Addiction dystopique

Kurt avait une manière de décrire le monde de telle sorte qu'on l'aurait cru conter une dystopie. Les chiens errants dans des impasses sombres, hurlant et morts de faim, les enfants de plus en plus paumés, de moins en moins sereins. Il allait jusque dire que les gouvernants de ce monde étaient tous plus manipulateurs les uns que les autres et que la population finirait contrôlée. Ce qui m'a le plus marqué était sûrement le fait que nous étions en 1984.

D'un autre côté, Kurt avait dans ces propos cette subjectivité que possèdent certains junkies. Qu'appelait-il la sérénité s'il ne l'avait jamais connue ? En effet, le petit être fragile qu'était Kurt n'avait, semble-t-il, jamais été en paix avec lui-même, et cela dès son plus jeune âge. Il s'était toujours montré réservé, trop précoce pour le reste de ses camarades, prisonnier de cet univers complexe qu'était le sien.

Mon fameux réveil dans sa caravane s'était poursuivi d'une longue discussion dans laquelle nous avions fait écho à notre enfance, nos problèmes et nos peurs de gosses. Il s'était alors confié sur la haine qu'il éprouvait à l'égard de ses paternels, sa mère plus particulièrement, cette dernière qui avait demandé le divorce alors que son fils n'avait que douze ans.

« J'ai eu honte, honte de mes parents, je voulais désespérément avoir une famille classique » affirma-t-il après un shot de vodka.

Je compris rapidement que Kurt était sans cesse à la recherche d'un échappatoire. Petit, son échappatoire avait été la musique, de plus qu'il obtenu sa première guitare à l'âge de raison. Mais en grandissant, la découverte des stupéfiants ne fut pas anodine pour lui, et son addiction à l'héroïne se fit de plus en plus grandissante. Je ne peux dire « son amour » pour l'héroïne car Mr. Cobain n'aime pas l'héroïne. L'héroïne est pour lui ce vieux médicament que vous ne supportez de part son goût ou son aspect mais que vous ingurgitez tout de même pour rester en vie et ne pas clamser de douleurs dans votre sommeil. Du moins, c'est comment est-ce que je l'interprète.

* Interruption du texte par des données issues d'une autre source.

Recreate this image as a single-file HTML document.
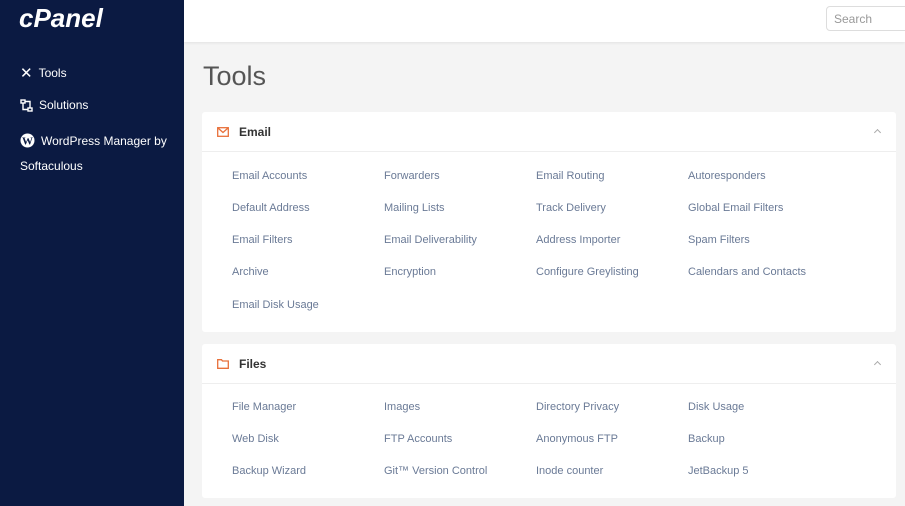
<!DOCTYPE html>
<html><head><style>
*{margin:0;padding:0;box-sizing:border-box}
body{width:905px;height:506px;overflow:hidden;background:#f4f4f4;font-family:"Liberation Sans",sans-serif;position:relative}
.sb{position:absolute;left:0;top:0;width:184px;height:506px;background:#0b1a42;color:#fff}
.logo{position:absolute;left:19px;top:3px;font-size:26px;font-weight:bold;font-style:italic;letter-spacing:0px}
.nav{position:absolute;left:20px;font-size:12px;display:flex;align-items:center;gap:6px}
.hdr{position:absolute;left:184px;top:0;right:0;height:42px;background:#fff;box-shadow:0 1px 3px rgba(0,0,0,.08)}
.search{position:absolute;left:826px;top:6px;width:90px;height:25px;border:1px solid #ddd;border-radius:4px;color:#999;font-size:12px;padding:5px 7px}
h1{position:absolute;left:203px;top:61px;font-weight:normal;font-size:27px;color:#555}
.card{position:absolute;left:202px;width:694px;background:#fff;border-radius:3px}
.ch{height:40px;border-bottom:1px solid #eee;display:flex;align-items:center;padding-left:15px;font-size:12px;font-weight:bold;color:#333;position:relative}
.ch svg{margin-right:10px}
.car{position:absolute;right:16px;top:18px;width:5px;height:5px;border-left:1.3px solid #aaa;border-top:1.3px solid #aaa;transform:rotate(45deg)}
.l{position:absolute;font-size:11px;color:#6a7a96}
</style></head><body>
<div class="sb">
<div class="logo">cPanel</div>
<div class="nav" style="top:64px"><span style="font-size:15px">✕</span>Tools</div>
<div class="nav" style="top:98px"><svg width="13" height="13" viewBox="0 0 13 13"><rect x="1" y="1" width="4" height="3" fill="none" stroke="#fff" stroke-width="1.4"/><rect x="8" y="9" width="4" height="3" fill="none" stroke="#fff" stroke-width="1.4"/><path d="M5 2.5H10V9M3 4V10.5H8" stroke="#fff" stroke-width="1.4" fill="none"/></svg>Solutions</div>
<div class="nav" style="top:133px"><svg width="15" height="15" viewBox="0 0 15 15"><circle cx="7.5" cy="7.5" r="7" fill="#fff"/><text x="7.5" y="11.5" font-size="11" font-weight="bold" text-anchor="middle" fill="#0b1a42" font-family="Liberation Serif">W</text></svg>WordPress Manager by</div>
<div class="nav" style="top:159px">Softaculous</div>
</div>
<div class="hdr"></div>
<div class="search">Search</div>
<h1>Tools</h1>
<div class="card" style="top:112px;height:220px">
<div class="ch"><svg width="12" height="10" viewBox="0 0 12 10"><rect x=".7" y=".7" width="10.6" height="8.6" fill="none" stroke="#e8703a" stroke-width="1.3"/><path d="M1 1L6 5.5L11 1" fill="none" stroke="#e8703a" stroke-width="1.3"/></svg>Email<div class="car"></div></div>
</div>
<div class="card" style="top:344px;height:154px">
<div class="ch"><svg width="12" height="10" viewBox="0 0 12 10"><path d="M.7 .7H4.5L5.5 2H11.3V9.3H.7Z" fill="none" stroke="#e8703a" stroke-width="1.3"/></svg>Files<div class="car"></div></div>
</div>
<div class="l" style="left:232px;top:170px">Email Accounts</div>
<div class="l" style="left:384px;top:170px">Forwarders</div>
<div class="l" style="left:536px;top:170px">Email Routing</div>
<div class="l" style="left:688px;top:170px">Autoresponders</div>
<div class="l" style="left:232px;top:202px">Default Address</div>
<div class="l" style="left:384px;top:202px">Mailing Lists</div>
<div class="l" style="left:536px;top:202px">Track Delivery</div>
<div class="l" style="left:688px;top:202px">Global Email Filters</div>
<div class="l" style="left:232px;top:234px">Email Filters</div>
<div class="l" style="left:384px;top:234px">Email Deliverability</div>
<div class="l" style="left:536px;top:234px">Address Importer</div>
<div class="l" style="left:688px;top:234px">Spam Filters</div>
<div class="l" style="left:232px;top:266px">Archive</div>
<div class="l" style="left:384px;top:266px">Encryption</div>
<div class="l" style="left:536px;top:266px">Configure Greylisting</div>
<div class="l" style="left:688px;top:266px">Calendars and Contacts</div>
<div class="l" style="left:232px;top:299px">Email Disk Usage</div>
<div class="l" style="left:232px;top:401px">File Manager</div>
<div class="l" style="left:384px;top:401px">Images</div>
<div class="l" style="left:536px;top:401px">Directory Privacy</div>
<div class="l" style="left:688px;top:401px">Disk Usage</div>
<div class="l" style="left:232px;top:433px">Web Disk</div>
<div class="l" style="left:384px;top:433px">FTP Accounts</div>
<div class="l" style="left:536px;top:433px">Anonymous FTP</div>
<div class="l" style="left:688px;top:433px">Backup</div>
<div class="l" style="left:232px;top:465px">Backup Wizard</div>
<div class="l" style="left:384px;top:465px">Git™ Version Control</div>
<div class="l" style="left:536px;top:465px">Inode counter</div>
<div class="l" style="left:688px;top:465px">JetBackup 5</div>
</body></html>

Il n'empêche qu'un soir, alors que je me rendais au bar miteux dans l'espoir d'écouter les psaumes musicaux de Kurt, j'appris par le patron de l'établissement que le jeune guitariste reposait en ce moment-même dans une chambre de la clinique de désintox la plus proche, cela suite à une overdose. Je sentis alors mes yeux se dilater d'effroi, puis ne pus m'empêcher de poser une main sur ma bouche.

- La faucheuse lui a foutu un lapin, ricana le plus âgé. Mais la prochaine fois elle sera au rendez-vous, croyez-moi ou non, mam'zelle.

Le commentaire du barman me foudroya et je sentis comme une baisse de tension en moi, une sensation de chute libre intérieure, comme si l'esprit que stockait mon cerveau s'était échappé jusque dans mes jambes.

Je décidai alors de me rendre à la chambre n°258, là où Kurt avait miraculeusement été laissé.